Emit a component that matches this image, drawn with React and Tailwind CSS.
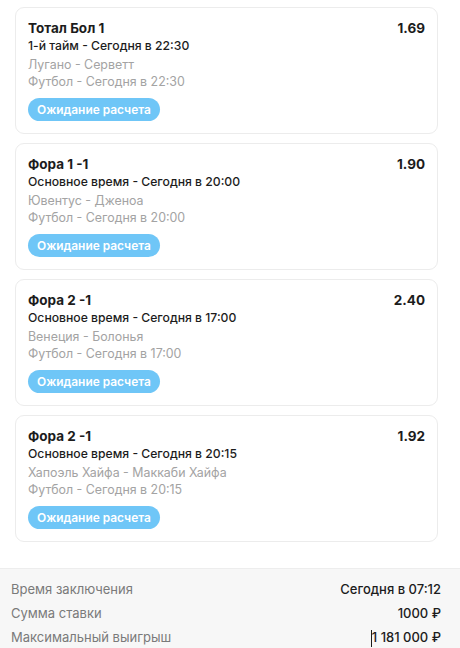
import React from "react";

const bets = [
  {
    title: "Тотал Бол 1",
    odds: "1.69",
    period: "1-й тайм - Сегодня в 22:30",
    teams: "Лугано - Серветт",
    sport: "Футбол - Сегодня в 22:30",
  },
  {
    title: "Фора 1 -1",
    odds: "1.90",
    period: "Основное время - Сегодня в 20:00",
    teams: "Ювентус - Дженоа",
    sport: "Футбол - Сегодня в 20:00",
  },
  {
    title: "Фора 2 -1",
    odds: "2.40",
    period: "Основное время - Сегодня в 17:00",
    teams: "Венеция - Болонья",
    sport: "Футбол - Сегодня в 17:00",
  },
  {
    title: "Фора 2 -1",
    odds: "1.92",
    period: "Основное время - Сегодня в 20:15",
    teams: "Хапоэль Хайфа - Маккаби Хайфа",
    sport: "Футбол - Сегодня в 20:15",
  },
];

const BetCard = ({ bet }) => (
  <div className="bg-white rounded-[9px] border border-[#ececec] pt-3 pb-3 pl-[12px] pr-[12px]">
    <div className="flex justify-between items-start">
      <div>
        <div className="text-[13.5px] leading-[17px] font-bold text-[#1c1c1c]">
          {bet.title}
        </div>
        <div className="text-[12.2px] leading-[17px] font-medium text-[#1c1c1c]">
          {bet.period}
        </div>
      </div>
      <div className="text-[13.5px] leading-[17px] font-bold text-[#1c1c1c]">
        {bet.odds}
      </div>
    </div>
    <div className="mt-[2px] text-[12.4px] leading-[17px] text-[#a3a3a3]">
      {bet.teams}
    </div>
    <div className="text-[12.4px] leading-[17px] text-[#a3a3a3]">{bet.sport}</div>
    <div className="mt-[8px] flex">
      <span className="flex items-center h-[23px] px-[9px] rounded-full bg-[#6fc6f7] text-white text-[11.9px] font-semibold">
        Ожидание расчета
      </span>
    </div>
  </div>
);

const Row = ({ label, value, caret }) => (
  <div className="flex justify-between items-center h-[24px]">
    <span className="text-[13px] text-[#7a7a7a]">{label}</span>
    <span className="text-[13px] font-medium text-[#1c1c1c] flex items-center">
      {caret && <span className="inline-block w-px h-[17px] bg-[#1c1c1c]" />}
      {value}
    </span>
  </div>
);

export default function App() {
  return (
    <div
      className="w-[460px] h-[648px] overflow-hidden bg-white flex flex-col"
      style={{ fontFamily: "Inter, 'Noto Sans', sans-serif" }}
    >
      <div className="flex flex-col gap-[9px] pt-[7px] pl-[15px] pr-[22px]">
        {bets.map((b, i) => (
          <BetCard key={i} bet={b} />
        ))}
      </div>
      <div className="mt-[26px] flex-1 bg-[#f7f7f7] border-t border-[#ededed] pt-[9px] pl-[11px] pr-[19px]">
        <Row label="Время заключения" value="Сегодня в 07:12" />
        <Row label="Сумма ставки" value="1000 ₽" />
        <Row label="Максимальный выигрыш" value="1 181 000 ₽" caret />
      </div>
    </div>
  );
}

● ● ● ● ● ● ●

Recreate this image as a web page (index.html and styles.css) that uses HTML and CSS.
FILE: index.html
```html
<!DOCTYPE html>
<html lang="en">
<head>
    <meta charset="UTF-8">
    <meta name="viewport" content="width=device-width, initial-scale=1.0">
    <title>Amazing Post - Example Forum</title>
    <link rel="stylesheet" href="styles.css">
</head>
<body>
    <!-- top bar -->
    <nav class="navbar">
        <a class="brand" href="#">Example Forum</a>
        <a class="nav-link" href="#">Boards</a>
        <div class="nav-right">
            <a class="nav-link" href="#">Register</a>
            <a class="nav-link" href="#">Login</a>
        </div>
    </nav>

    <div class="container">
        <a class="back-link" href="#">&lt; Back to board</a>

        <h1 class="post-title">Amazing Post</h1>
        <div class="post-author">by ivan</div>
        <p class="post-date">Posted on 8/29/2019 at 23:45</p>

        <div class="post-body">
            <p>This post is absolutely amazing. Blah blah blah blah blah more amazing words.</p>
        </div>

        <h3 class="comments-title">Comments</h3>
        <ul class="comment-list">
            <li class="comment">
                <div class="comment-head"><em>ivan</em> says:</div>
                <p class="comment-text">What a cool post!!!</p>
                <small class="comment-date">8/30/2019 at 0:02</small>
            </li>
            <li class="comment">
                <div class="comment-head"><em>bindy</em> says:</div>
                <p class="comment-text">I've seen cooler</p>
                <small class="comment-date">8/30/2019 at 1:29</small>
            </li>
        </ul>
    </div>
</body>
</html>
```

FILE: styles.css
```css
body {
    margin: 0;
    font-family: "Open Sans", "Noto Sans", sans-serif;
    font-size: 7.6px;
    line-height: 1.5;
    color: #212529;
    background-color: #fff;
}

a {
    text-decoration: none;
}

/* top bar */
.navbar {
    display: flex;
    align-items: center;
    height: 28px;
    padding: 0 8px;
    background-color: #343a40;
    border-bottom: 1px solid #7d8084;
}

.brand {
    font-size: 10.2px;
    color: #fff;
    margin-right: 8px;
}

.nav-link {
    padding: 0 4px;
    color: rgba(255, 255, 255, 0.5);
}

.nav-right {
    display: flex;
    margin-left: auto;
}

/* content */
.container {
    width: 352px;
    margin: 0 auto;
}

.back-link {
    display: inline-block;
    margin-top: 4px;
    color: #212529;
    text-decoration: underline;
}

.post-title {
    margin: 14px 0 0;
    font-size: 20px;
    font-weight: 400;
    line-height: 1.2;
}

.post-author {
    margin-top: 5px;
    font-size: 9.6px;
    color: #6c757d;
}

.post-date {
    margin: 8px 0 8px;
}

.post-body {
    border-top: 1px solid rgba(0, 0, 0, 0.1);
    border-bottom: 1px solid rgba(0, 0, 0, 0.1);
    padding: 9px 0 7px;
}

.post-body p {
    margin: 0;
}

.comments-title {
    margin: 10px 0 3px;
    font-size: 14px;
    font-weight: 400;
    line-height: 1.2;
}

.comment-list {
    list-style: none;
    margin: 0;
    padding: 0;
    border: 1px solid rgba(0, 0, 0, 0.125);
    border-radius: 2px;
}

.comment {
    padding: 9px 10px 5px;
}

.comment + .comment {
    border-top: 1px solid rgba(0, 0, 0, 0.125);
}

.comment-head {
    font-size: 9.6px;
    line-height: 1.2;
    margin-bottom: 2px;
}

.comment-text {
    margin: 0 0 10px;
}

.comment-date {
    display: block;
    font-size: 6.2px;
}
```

● ● ● ● ● ● ●

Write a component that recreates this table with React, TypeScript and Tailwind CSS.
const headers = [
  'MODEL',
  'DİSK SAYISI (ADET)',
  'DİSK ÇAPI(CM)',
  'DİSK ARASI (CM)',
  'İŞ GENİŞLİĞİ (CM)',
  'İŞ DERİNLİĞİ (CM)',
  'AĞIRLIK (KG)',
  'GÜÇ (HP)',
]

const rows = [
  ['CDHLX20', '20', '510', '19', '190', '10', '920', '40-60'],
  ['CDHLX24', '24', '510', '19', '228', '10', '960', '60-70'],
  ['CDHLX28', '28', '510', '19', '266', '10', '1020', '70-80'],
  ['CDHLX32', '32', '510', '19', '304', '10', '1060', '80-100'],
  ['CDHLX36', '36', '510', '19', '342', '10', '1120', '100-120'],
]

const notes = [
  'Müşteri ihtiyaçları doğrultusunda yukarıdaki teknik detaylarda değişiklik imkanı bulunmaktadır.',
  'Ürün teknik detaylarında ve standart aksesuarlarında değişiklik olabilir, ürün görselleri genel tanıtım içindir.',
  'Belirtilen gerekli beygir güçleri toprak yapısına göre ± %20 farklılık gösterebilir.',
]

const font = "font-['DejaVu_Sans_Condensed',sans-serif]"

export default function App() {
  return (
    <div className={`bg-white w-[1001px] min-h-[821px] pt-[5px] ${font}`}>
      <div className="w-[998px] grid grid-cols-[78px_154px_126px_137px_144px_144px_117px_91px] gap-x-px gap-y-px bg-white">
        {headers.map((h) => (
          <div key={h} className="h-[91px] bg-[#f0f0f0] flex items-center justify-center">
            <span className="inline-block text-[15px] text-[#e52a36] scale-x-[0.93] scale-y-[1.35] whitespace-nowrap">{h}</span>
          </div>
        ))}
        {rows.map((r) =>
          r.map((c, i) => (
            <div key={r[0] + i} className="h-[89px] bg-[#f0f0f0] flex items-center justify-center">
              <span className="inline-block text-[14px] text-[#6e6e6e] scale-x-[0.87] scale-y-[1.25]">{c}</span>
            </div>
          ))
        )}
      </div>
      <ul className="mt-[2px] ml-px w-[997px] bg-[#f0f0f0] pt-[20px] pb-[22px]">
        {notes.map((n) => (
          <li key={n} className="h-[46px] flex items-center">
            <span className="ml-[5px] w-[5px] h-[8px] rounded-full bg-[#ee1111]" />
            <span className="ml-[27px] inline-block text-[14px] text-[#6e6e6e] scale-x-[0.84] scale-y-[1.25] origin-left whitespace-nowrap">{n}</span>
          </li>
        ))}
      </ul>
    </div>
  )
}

● ● ● ● ● ● ●

What needs to be done » Could you quote, word for word, only the lines from the one containing "Emit a component" through the one containing "import React from", both included, and leave out any pictures?

Exercise result »
Emit a component that matches this image, drawn with React and Tailwind CSS.
import React from "react";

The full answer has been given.